— start of Given information —
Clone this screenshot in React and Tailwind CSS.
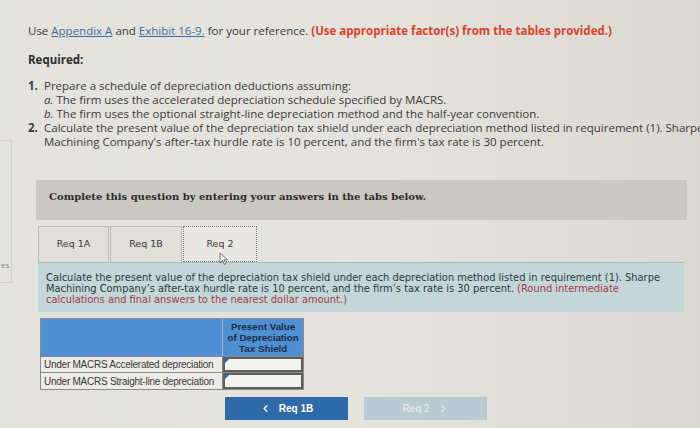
import { ChevronLeft, ChevronRight } from 'lucide-react';

const topFont = { fontFamily: '"Open Sans", Lato, sans-serif' };

const Tab = ({ label, active, w }) => (
    <div
        className={`h-[36px] flex items-center justify-center text-[9.5px] text-[#3a3a3a] ${w} ${
            active
                ? 'bg-[#e9e8e2] border border-dotted border-[#7a7a7a] relative'
                : 'bg-[#e0dfd9] border border-[#bdbcb6] border-b-0'
        }`}
        style={{ fontFamily: '"DejaVu Sans", Verdana, sans-serif' }}
    >
        <span>{label}</span>
        {active && (
            <svg className="absolute left-[35px] top-[25px]" width="10" height="13" viewBox="0 0 10 13">
                <path d="M1 1 L1 11 L3.5 8.5 L5.5 12.5 L7 11.8 L5 7.8 L8.5 7.8 Z" fill="#f4f4f4" stroke="#555" strokeWidth="0.8" />
            </svg>
        )}
    </div>
);

const InputCell = () => (
    <div className="w-[80px] border-2 border-[#5e5e5e] bg-[#f3f3f0] relative">
        <span className="absolute left-0 top-0 w-0 h-0 border-t-[4px] border-t-[#2e63b8] border-r-[4px] border-r-transparent" />
    </div>
);

const App = () => {
    return (
        <div className="w-[700px] h-[428px] overflow-hidden flex bg-linear-to-r from-[#e3e2dc] via-[#e4e3dd] to-[#dad9d2] text-[#333]">
            {/* cut-off side panel */}
            <div className="w-[12px] shrink-0">
                <div className="mt-[140px] h-[143px] border border-l-0 border-[#cfcec8] flex flex-col justify-end pb-[13px]">
                    <span className="text-[8px] text-[#8a8a86] leading-none pl-[1px]" style={topFont}>es</span>
                </div>
            </div>

            <div className="flex-1 min-w-0">
                {/* instructions */}
                <div className="pl-[16px] pt-[24px] text-[11.5px] leading-[14px] text-[#3b3b3b] whitespace-nowrap" style={topFont}>
                    <p>
                        Use <span className="text-[#3f6d9b] underline">Appendix A</span> and{' '}
                        <span className="text-[#3f6d9b] underline">Exhibit 16-9.</span> for your reference.{' '}
                        <span className="font-bold text-[#d8432a]">(Use appropriate factor(s) from the tables provided.)</span>
                    </p>
                    <p className="mt-[15px] font-bold text-[#2e2e2e]">Required:</p>
                    <div className="mt-[12px]">
                        <p><span className="inline-block w-[16px] font-bold">1.</span>Prepare a schedule of depreciation deductions assuming:</p>
                        <p className="pl-[16px]"><i>a.</i> The firm uses the accelerated depreciation schedule specified by MACRS.</p>
                        <p className="pl-[16px]"><i>b.</i> The firm uses the optional straight-line depreciation method and the half-year convention.</p>
                        <p><span className="inline-block w-[16px] font-bold">2.</span>Calculate the present value of the depreciation tax shield under each depreciation method listed in requirement (1). Sharpe</p>
                        <p className="pl-[16px]">Machining Company's after-tax hurdle rate is 10 percent, and the firm's tax rate is 30 percent.</p>
                    </div>
                </div>

                {/* banner */}
                <div
                    className="mt-[31px] ml-[24px] w-[651px] h-[40px] bg-[#c9c8c1] pl-[13px] pt-[10px] text-[10px] leading-[14px] font-bold text-[#2b2b2b]"
                    style={{ fontFamily: '"DejaVu Serif", Georgia, serif' }}
                >
                    Complete this question by entering your answers in the tabs below.
                </div>

                {/* tabs */}
                <div className="mt-[6px] ml-[26px] flex gap-[1px]">
                    <Tab label="Req 1A" w="w-[71px]" />
                    <Tab label="Req 1B" w="w-[72px]" />
                    <Tab label="Req 2" w="w-[74px]" active />
                </div>

                {/* question panel */}
                <div
                    className="ml-[26px] w-[646px] h-[50px] bg-[#c3d6d9] border-t border-[#aab9bb] pl-[8px] pt-[10px] text-[9.9px] leading-[10.8px] text-[#2c3a3e] whitespace-nowrap"
                    style={{ fontFamily: '"DejaVu Sans", Verdana, sans-serif' }}
                >
                    <p>Calculate the present value of the depreciation tax shield under each depreciation method listed in requirement (1). Sharpe</p>
                    <p>
                        Machining Company’s after-tax hurdle rate is 10 percent, and the firm’s tax rate is 30 percent.{' '}
                        <span className="text-[#a63a40]">(Round intermediate</span>
                    </p>
                    <p className="text-[#a63a40]">calculations and final answers to the nearest dollar amount.)</p>
                </div>

                {/* answer table */}
                <div className="mt-[6px] ml-[28px] w-[264px] text-[10px] border border-[#8a8a8a]" style={{ fontFamily: '"Liberation Sans", Arial, sans-serif' }}>
                    <div className="flex h-[37px] bg-[#4f8fd3]">
                        <div className="w-[183px] border-r border-[#9dbbe0]" />
                        <div className="w-[80px] flex items-center justify-center text-center font-bold text-[9.8px] leading-[11px] text-[#1d2c45]">
                            Present Value<br />of Depreciation<br />Tax Shield
                        </div>
                    </div>
                    <div className="flex h-[16px] border-t border-[#8a8a8a]">
                        <div className="w-[183px] bg-[#ecebe7] border-r border-[#8a8a8a] pl-[3px] flex items-center text-[#3a3a3a] tracking-[-0.25px] whitespace-nowrap">
                            Under MACRS Accelerated depreciation
                        </div>
                        <InputCell />
                    </div>
                    <div className="flex h-[17px] border-t border-[#8a8a8a]">
                        <div className="w-[183px] bg-[#ecebe7] border-r border-[#8a8a8a] pl-[3px] flex items-center text-[#3a3a3a] tracking-[-0.25px] whitespace-nowrap">
                            Under MACRS Straight-line depreciation
                        </div>
                        <InputCell />
                    </div>
                </div>

                {/* navigation */}
                <div className="mt-[7px] ml-[213px] flex gap-[16px] text-[10px] font-bold" style={{ fontFamily: '"Liberation Sans", Arial, sans-serif' }}>
                    <button className="w-[123px] h-[23px] bg-[#2e6aa7] text-white flex items-center justify-center gap-[8px]">
                        <ChevronLeft size={11} strokeWidth={3} />
                        <span>Req 1B</span>
                    </button>
                    <button className="w-[123px] h-[23px] bg-[#b8cad2] text-[#e2e9ec] flex items-center justify-center gap-[8px]">
                        <span>Req 2</span>
                        <ChevronRight size={11} strokeWidth={3} />
                    </button>
                </div>
            </div>
        </div>
    );
};

export default App;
— end of Given information —
* **Work to complete**
Reproduce the material in full, word for word, and omit the pictures.

* **Exercise output**
Clone this screenshot in React and Tailwind CSS.
import { ChevronLeft, ChevronRight } from 'lucide-react';

const topFont = { fontFamily: '"Open Sans", Lato, sans-serif' };

const Tab = ({ label, active, w }) => (
    <div
        className={`h-[36px] flex items-center justify-center text-[9.5px] text-[#3a3a3a] ${w} ${
            active
                ? 'bg-[#e9e8e2] border border-dotted border-[#7a7a7a] relative'
                : 'bg-[#e0dfd9] border border-[#bdbcb6] border-b-0'
        }`}
        style={{ fontFamily: '"DejaVu Sans", Verdana, sans-serif' }}
    >
        <span>{label}</span>
        {active && (
            <svg className="absolute left-[35px] top-[25px]" width="10" height="13" viewBox="0 0 10 13">
                <path d="M1 1 L1 11 L3.5 8.5 L5.5 12.5 L7 11.8 L5 7.8 L8.5 7.8 Z" fill="#f4f4f4" stroke="#555" strokeWidth="0.8" />
            </svg>
        )}
    </div>
);

const InputCell = () => (
    <div className="w-[80px] border-2 border-[#5e5e5e] bg-[#f3f3f0] relative">
        <span className="absolute left-0 top-0 w-0 h-0 border-t-[4px] border-t-[#2e63b8] border-r-[4px] border-r-transparent" />
    </div>
);

const App = () => {
    return (
        <div className="w-[700px] h-[428px] overflow-hidden flex bg-linear-to-r from-[#e3e2dc] via-[#e4e3dd] to-[#dad9d2] text-[#333]">
            {/* cut-off side panel */}
            <div className="w-[12px] shrink-0">
                <div className="mt-[140px] h-[143px] border border-l-0 border-[#cfcec8] flex flex-col justify-end pb-[13px]">
                    <span className="text-[8px] text-[#8a8a86] leading-none pl-[1px]" style={topFont}>es</span>
                </div>
            </div>

            <div className="flex-1 min-w-0">
                {/* instructions */}
                <div className="pl-[16px] pt-[24px] text-[11.5px] leading-[14px] text-[#3b3b3b] whitespace-nowrap" style={topFont}>
                    <p>
                        Use <span className="text-[#3f6d9b] underline">Appendix A</span> and{' '}
                        <span className="text-[#3f6d9b] underline">Exhibit 16-9.</span> for your reference.{' '}
                        <span className="font-bold text-[#d8432a]">(Use appropriate factor(s) from the tables provided.)</span>
                    </p>
                    <p className="mt-[15px] font-bold text-[#2e2e2e]">Required:</p>
                    <div className="mt-[12px]">
                        <p><span className="inline-block w-[16px] font-bold">1.</span>Prepare a schedule of depreciation deductions assuming:</p>
                        <p className="pl-[16px]"><i>a.</i> The firm uses the accelerated depreciation schedule specified by MACRS.</p>
                        <p className="pl-[16px]"><i>b.</i> The firm uses the optional straight-line depreciation method and the half-year convention.</p>
                        <p><span className="inline-block w-[16px] font-bold">2.</span>Calculate the present value of the depreciation tax shield under each depreciation method listed in requirement (1). Sharpe</p>
                        <p className="pl-[16px]">Machining Company's after-tax hurdle rate is 10 percent, and the firm's tax rate is 30 percent.</p>
                    </div>
                </div>

                {/* banner */}
                <div
                    className="mt-[31px] ml-[24px] w-[651px] h-[40px] bg-[#c9c8c1] pl-[13px] pt-[10px] text-[10px] leading-[14px] font-bold text-[#2b2b2b]"
                    style={{ fontFamily: '"DejaVu Serif", Georgia, serif' }}
                >
                    Complete this question by entering your answers in the tabs below.
                </div>

                {/* tabs */}
                <div className="mt-[6px] ml-[26px] flex gap-[1px]">
                    <Tab label="Req 1A" w="w-[71px]" />
                    <Tab label="Req 1B" w="w-[72px]" />
                    <Tab label="Req 2" w="w-[74px]" active />
                </div>

                {/* question panel */}
                <div
                    className="ml-[26px] w-[646px] h-[50px] bg-[#c3d6d9] border-t border-[#aab9bb] pl-[8px] pt-[10px] text-[9.9px] leading-[10.8px] text-[#2c3a3e] whitespace-nowrap"
                    style={{ fontFamily: '"DejaVu Sans", Verdana, sans-serif' }}
                >
                    <p>Calculate the present value of the depreciation tax shield under each depreciation method listed in requirement (1). Sharpe</p>
                    <p>
                        Machining Company’s after-tax hurdle rate is 10 percent, and the firm’s tax rate is 30 percent.{' '}
                        <span className="text-[#a63a40]">(Round intermediate</span>
                    </p>
                    <p className="text-[#a63a40]">calculations and final answers to the nearest dollar amount.)</p>
                </div>

                {/* answer table */}
                <div className="mt-[6px] ml-[28px] w-[264px] text-[10px] border border-[#8a8a8a]" style={{ fontFamily: '"Liberation Sans", Arial, sans-serif' }}>
                    <div className="flex h-[37px] bg-[#4f8fd3]">
                        <div className="w-[183px] border-r border-[#9dbbe0]" />
                        <div className="w-[80px] flex items-center justify-center text-center font-bold text-[9.8px] leading-[11px] text-[#1d2c45]">
                            Present Value<br />of Depreciation<br />Tax Shield
                        </div>
                    </div>
                    <div className="flex h-[16px] border-t border-[#8a8a8a]">
                        <div className="w-[183px] bg-[#ecebe7] border-r border-[#8a8a8a] pl-[3px] flex items-center text-[#3a3a3a] tracking-[-0.25px] whitespace-nowrap">
                            Under MACRS Accelerated depreciation
                        </div>
                        <InputCell />
                    </div>
                    <div className="flex h-[17px] border-t border-[#8a8a8a]">
                        <div className="w-[183px] bg-[#ecebe7] border-r border-[#8a8a8a] pl-[3px] flex items-center text-[#3a3a3a] tracking-[-0.25px] whitespace-nowrap">
                            Under MACRS Straight-line depreciation
                        </div>
                        <InputCell />
                    </div>
                </div>

                {/* navigation */}
                <div className="mt-[7px] ml-[213px] flex gap-[16px] text-[10px] font-bold" style={{ fontFamily: '"Liberation Sans", Arial, sans-serif' }}>
                    <button className="w-[123px] h-[23px] bg-[#2e6aa7] text-white flex items-center justify-center gap-[8px]">
                        <ChevronLeft size={11} strokeWidth={3} />
                        <span>Req 1B</span>
                    </button>
                    <button className="w-[123px] h-[23px] bg-[#b8cad2] text-[#e2e9ec] flex items-center justify-center gap-[8px]">
                        <span>Req 2</span>
                        <ChevronRight size={11} strokeWidth={3} />
                    </button>
                </div>
            </div>
        </div>
    );
};

export default App;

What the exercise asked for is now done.